-- start of INFORMATION SHOWN --
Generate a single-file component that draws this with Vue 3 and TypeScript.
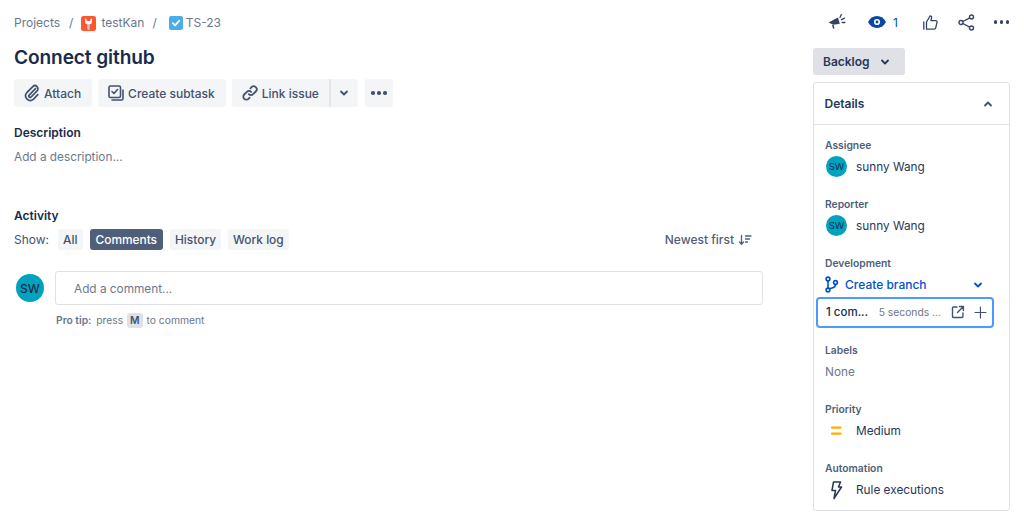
-- end of INFORMATION SHOWN --
-- start of INFORMATION SHOWN --
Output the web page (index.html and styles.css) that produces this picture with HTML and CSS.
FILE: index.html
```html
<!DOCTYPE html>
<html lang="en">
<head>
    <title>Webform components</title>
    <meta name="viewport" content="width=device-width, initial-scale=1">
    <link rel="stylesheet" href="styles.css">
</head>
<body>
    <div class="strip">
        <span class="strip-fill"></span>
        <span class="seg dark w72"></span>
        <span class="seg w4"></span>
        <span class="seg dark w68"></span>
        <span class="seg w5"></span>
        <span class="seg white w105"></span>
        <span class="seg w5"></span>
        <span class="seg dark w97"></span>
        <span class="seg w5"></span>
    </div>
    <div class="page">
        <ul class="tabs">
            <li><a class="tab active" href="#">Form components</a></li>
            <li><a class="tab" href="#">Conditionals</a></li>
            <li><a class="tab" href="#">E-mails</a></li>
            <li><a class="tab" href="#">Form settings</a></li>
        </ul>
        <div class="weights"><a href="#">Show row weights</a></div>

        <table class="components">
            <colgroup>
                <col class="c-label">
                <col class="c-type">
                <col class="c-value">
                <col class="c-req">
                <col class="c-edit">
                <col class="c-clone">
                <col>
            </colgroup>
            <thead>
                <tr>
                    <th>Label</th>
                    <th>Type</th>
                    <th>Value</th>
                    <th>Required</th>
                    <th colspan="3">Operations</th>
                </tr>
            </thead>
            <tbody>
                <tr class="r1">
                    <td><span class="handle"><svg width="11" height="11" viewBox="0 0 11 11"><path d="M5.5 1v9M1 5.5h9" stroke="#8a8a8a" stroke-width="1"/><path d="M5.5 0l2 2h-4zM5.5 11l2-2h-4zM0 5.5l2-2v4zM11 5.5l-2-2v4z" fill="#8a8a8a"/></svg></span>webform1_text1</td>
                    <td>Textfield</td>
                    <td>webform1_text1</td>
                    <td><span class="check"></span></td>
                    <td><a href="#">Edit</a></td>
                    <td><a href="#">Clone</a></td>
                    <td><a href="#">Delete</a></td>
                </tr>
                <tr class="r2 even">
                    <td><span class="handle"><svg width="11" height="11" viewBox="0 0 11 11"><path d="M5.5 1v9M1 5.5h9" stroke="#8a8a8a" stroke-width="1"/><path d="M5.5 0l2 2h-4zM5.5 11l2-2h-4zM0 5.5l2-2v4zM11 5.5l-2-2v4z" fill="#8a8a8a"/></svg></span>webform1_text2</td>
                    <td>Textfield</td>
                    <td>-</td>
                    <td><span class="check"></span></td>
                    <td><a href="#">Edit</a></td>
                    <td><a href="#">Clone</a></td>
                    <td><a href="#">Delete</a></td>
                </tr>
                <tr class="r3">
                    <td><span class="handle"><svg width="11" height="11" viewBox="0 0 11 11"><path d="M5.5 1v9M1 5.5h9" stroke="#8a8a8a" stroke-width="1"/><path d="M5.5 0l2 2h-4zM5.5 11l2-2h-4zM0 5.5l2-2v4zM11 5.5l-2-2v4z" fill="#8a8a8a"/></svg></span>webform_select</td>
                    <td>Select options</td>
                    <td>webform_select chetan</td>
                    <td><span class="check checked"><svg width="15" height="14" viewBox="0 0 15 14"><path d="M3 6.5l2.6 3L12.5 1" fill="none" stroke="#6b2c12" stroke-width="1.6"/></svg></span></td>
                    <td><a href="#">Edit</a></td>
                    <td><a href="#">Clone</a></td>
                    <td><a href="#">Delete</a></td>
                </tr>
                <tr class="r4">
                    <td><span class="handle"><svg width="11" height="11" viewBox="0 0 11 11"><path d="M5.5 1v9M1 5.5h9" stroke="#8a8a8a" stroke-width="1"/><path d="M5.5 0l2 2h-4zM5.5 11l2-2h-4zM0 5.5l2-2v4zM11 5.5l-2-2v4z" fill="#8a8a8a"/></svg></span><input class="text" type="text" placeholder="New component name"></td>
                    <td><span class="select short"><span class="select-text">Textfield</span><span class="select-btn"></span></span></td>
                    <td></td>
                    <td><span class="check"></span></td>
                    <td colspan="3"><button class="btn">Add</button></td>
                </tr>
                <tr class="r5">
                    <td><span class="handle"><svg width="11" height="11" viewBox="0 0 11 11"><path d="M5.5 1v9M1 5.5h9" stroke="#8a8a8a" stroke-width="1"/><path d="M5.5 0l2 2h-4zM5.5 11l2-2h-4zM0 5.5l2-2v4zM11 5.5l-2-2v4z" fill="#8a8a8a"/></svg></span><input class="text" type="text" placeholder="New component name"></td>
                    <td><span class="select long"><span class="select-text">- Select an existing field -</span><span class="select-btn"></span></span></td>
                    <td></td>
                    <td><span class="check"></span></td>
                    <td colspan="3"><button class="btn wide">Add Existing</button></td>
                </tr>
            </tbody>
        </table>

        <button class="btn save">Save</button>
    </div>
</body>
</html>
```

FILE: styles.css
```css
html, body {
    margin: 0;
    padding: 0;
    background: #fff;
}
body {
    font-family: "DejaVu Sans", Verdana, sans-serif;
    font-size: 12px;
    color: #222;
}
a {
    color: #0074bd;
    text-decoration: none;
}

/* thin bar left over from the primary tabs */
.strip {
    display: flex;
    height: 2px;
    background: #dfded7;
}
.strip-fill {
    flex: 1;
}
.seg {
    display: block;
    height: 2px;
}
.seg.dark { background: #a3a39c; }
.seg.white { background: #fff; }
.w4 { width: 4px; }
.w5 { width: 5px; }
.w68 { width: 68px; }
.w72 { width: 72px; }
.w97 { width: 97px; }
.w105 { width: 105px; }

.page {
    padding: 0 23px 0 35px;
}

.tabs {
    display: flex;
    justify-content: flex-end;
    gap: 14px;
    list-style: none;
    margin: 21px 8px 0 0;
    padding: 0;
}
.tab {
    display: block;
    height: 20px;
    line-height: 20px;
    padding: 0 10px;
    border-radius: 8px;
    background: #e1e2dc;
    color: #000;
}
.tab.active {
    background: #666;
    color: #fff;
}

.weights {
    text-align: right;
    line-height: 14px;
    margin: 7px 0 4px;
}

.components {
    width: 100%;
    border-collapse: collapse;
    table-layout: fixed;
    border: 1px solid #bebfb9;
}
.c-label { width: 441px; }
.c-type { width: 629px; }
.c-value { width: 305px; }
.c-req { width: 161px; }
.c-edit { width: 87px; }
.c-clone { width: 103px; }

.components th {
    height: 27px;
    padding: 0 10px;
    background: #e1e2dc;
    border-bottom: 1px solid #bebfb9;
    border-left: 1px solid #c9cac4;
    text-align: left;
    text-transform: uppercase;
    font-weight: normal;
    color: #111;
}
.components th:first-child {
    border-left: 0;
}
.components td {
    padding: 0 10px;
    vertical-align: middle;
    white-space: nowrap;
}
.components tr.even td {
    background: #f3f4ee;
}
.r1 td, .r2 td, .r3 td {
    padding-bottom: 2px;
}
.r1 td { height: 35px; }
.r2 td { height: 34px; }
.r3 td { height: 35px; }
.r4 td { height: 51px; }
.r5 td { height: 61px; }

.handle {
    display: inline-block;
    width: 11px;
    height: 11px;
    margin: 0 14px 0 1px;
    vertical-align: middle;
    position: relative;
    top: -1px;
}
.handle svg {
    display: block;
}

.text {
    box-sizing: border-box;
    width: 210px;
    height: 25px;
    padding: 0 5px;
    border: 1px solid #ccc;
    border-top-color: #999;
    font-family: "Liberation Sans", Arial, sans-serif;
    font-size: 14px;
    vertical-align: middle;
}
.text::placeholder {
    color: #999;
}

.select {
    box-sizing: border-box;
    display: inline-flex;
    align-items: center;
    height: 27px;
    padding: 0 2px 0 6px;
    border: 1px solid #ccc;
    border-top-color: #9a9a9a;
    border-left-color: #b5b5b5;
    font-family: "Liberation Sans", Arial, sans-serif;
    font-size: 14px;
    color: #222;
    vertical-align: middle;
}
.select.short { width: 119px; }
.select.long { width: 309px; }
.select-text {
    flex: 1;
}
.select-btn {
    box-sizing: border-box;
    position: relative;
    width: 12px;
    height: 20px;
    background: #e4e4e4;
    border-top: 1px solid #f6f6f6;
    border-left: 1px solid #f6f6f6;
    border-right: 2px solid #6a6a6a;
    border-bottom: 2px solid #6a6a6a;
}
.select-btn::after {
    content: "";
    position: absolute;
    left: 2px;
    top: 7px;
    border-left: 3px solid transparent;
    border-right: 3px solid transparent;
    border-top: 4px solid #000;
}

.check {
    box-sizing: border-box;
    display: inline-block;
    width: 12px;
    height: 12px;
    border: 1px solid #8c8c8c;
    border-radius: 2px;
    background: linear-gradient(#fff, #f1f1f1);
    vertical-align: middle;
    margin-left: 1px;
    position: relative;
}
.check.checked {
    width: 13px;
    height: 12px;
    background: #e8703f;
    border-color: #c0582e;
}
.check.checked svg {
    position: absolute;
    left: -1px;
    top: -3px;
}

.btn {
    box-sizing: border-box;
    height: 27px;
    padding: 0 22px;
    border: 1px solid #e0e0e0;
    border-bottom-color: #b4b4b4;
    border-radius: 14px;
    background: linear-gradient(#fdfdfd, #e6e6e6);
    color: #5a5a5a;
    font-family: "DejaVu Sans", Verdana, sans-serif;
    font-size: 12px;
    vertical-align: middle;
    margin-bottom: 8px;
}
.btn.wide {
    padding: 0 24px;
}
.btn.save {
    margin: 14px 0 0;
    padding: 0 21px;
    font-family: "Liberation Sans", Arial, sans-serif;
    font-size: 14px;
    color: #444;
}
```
-- end of INFORMATION SHOWN --
STATED EXERCISE: Identify each line containing the string "that" and copy it out.

TASK ANSWER:
Generate a single-file component that draws this with Vue 3 and TypeScript.
Output the web page (index.html and styles.css) that produces this picture with HTML and CSS.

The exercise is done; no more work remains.